Philip: And talk to me about staffing, does the staffing shortage play into your renovation plan at all?

Ryan: Some of the renovations we are doing are definitely to improve scares. Whether it's either setting up the actor for that scare or placing something big and dramatic in front of them. So, people walk in and they're like, "whoa, what's this?" Then the actor can come in from the side and get them.

And then there are a few spots that you realize, "you know what? We can replace that actor with an animatronic. It's going to get just as good scare, or better. It's not going to go on break." So there are some things that we are swapping out, just because of what is going on with shortages.

Anyone, you can go to any attraction, they can jump out and say boo or roar. We don't want to be that type of place, and again, we're trying to keep it a little bit different where the actors can have fun with it too. Cause if the actors are just doing a drop window and doing that same thing, they're not going to have fun. We want the actors to come here, we want them to have fun. It should be a fun environment, it shouldn't feel like, "oh, I got to go work at the haunted house tonight." We want them to be like, "yes!

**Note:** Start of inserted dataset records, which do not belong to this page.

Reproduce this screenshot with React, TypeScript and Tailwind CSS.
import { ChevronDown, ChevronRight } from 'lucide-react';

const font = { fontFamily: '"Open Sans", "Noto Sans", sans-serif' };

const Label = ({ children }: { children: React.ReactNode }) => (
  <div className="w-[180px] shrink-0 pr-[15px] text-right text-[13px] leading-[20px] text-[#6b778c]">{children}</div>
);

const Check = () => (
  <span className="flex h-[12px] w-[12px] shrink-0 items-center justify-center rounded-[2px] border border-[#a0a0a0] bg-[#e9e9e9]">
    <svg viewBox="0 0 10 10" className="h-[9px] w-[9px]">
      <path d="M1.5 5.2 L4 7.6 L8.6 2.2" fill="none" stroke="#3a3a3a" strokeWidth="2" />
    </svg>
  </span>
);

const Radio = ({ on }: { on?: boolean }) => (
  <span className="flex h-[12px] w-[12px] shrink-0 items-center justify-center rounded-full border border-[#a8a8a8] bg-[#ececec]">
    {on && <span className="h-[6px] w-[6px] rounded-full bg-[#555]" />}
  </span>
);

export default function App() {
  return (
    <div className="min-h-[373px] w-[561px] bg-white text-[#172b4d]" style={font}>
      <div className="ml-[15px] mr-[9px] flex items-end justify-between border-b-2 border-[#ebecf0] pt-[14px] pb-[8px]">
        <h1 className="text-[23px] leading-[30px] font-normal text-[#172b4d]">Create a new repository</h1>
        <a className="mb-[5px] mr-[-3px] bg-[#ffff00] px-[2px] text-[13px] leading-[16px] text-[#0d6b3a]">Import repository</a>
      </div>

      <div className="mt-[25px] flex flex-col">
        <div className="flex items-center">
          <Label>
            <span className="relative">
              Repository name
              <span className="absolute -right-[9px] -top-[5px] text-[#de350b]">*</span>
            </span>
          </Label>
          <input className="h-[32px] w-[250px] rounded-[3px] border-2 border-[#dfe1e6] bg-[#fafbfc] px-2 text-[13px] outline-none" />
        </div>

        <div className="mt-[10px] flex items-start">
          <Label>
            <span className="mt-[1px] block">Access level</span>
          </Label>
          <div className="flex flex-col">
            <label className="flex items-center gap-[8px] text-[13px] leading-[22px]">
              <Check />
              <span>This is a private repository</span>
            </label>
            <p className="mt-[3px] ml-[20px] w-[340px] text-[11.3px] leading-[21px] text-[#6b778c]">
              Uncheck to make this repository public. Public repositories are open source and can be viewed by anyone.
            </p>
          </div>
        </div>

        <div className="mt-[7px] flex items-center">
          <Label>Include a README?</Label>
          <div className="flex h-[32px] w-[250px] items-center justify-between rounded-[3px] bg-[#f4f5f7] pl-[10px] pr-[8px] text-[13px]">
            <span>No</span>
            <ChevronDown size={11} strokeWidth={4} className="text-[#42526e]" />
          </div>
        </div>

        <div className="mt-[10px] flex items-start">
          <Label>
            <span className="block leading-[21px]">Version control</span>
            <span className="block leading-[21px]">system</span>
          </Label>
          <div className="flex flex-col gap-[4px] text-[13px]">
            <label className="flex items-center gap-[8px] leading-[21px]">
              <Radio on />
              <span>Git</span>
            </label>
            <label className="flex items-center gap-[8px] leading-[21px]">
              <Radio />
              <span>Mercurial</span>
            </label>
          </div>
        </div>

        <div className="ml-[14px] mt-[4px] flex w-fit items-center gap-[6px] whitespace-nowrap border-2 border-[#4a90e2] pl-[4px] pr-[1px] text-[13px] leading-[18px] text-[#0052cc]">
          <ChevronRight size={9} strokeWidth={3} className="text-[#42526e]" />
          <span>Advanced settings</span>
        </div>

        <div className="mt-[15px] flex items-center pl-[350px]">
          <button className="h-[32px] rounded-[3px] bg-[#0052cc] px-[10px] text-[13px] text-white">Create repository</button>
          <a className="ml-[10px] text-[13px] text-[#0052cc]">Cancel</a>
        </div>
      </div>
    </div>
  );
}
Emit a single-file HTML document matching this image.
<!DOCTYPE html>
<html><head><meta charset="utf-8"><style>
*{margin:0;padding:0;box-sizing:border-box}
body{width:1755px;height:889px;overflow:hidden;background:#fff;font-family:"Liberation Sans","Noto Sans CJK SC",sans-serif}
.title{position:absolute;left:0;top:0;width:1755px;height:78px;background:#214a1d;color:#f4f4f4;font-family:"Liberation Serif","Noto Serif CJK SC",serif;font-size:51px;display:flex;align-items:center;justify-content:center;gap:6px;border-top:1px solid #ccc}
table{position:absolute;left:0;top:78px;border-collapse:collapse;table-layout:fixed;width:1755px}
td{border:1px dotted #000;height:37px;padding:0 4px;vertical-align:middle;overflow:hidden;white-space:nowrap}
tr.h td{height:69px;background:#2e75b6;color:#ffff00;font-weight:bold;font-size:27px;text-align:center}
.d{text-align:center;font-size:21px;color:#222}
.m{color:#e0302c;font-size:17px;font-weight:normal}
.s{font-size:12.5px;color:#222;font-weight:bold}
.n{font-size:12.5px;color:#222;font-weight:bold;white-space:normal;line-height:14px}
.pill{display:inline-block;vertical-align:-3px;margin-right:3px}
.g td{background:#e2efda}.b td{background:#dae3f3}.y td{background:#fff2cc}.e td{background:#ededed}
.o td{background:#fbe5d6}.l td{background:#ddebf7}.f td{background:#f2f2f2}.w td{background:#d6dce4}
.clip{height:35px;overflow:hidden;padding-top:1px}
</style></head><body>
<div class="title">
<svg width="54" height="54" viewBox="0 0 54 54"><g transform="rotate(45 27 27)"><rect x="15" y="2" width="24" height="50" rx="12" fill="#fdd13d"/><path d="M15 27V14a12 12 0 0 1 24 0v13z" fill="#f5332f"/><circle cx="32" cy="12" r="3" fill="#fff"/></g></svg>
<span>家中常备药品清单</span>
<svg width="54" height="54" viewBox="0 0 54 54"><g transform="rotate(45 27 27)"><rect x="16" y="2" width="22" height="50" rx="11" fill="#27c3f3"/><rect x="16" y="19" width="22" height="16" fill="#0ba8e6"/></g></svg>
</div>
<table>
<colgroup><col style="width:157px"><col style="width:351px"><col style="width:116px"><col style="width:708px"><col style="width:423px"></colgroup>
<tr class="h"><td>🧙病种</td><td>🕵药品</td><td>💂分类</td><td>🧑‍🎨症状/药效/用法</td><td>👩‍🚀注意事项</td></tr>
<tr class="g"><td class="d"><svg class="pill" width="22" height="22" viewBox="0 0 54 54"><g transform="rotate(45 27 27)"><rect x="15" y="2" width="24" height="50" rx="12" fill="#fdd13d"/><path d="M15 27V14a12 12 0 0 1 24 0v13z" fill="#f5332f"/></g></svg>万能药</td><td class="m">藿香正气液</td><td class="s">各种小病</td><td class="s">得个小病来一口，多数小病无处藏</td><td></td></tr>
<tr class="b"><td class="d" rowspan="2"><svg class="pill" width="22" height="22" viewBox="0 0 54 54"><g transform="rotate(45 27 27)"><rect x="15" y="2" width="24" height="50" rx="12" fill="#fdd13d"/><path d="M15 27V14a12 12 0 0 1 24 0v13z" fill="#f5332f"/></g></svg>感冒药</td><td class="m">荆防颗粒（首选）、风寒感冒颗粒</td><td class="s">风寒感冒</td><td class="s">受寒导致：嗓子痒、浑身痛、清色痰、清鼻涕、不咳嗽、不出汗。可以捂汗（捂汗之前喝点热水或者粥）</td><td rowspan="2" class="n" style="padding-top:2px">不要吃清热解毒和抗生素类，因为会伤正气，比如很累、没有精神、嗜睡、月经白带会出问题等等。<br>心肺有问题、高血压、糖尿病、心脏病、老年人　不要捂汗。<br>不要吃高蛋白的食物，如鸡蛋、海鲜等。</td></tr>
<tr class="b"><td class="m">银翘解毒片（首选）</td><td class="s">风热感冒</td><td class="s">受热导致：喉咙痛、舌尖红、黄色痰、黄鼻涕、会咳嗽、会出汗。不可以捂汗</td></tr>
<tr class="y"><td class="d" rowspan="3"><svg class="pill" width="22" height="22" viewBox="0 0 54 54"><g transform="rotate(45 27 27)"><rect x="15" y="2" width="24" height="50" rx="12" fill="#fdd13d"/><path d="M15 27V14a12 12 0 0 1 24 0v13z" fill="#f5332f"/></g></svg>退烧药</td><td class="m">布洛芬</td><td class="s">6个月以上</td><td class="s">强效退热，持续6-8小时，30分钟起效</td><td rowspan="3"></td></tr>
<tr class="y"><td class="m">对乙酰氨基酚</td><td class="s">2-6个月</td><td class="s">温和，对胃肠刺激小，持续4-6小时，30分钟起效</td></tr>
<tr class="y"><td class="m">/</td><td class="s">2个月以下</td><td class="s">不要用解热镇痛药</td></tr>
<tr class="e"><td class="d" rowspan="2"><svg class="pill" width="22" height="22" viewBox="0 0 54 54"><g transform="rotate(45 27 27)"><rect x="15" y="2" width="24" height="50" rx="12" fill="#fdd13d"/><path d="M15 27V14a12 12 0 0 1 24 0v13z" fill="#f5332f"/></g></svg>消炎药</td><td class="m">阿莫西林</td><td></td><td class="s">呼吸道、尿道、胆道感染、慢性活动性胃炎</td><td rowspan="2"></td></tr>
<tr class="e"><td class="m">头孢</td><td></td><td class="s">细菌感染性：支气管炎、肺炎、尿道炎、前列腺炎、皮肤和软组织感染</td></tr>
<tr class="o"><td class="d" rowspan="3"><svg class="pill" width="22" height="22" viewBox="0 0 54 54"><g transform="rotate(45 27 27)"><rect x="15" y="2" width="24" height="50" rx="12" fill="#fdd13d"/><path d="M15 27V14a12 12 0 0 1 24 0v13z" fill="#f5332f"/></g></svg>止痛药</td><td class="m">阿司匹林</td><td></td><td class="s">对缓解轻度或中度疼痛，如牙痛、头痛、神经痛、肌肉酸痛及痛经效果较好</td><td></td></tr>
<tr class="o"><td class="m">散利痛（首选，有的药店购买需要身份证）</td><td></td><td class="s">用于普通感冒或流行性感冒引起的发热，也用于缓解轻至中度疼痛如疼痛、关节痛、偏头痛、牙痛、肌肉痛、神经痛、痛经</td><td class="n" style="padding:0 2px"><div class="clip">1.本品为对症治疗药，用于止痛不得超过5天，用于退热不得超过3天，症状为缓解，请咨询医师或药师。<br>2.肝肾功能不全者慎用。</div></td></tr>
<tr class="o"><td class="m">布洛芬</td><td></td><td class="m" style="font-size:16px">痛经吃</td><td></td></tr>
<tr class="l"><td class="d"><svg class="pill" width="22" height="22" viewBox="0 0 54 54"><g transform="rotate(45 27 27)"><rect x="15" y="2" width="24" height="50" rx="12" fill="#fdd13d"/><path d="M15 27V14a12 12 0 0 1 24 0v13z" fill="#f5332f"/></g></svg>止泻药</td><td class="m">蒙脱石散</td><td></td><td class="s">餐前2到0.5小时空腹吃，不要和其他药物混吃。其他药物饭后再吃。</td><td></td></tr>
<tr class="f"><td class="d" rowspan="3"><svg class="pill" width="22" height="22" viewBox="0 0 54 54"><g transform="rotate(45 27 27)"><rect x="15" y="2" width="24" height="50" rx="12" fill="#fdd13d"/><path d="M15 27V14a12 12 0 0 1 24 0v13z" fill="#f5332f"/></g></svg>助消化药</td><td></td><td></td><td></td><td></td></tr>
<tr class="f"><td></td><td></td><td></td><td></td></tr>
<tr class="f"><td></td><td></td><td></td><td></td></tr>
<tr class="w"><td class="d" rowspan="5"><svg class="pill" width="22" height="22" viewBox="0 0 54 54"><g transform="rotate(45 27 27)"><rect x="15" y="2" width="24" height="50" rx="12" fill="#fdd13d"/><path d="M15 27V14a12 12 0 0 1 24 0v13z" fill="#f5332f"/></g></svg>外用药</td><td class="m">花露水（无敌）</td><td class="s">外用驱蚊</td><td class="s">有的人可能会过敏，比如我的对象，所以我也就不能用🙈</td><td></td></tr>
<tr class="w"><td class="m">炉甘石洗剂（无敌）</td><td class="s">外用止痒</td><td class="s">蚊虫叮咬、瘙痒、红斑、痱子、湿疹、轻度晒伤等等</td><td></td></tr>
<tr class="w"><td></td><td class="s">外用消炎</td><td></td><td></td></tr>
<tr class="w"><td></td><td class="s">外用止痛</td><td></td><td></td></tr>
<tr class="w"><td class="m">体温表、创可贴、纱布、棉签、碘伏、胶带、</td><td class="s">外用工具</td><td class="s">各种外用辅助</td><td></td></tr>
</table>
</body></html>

We're going to go scare people tonight!"

We want them to have fun with it, and if they're working next to an animatronic that's being the distraction for it, and they can come out in a different way and actually have fun with the customer and scare them really good, then they're going to have fun with it. If they're just doing a simple drop window all night long, or popping around a corner, it's going to get boring. So, let's leave that boring stuff for the animatronic, let that do its job, and then let's have the actor have fun with it.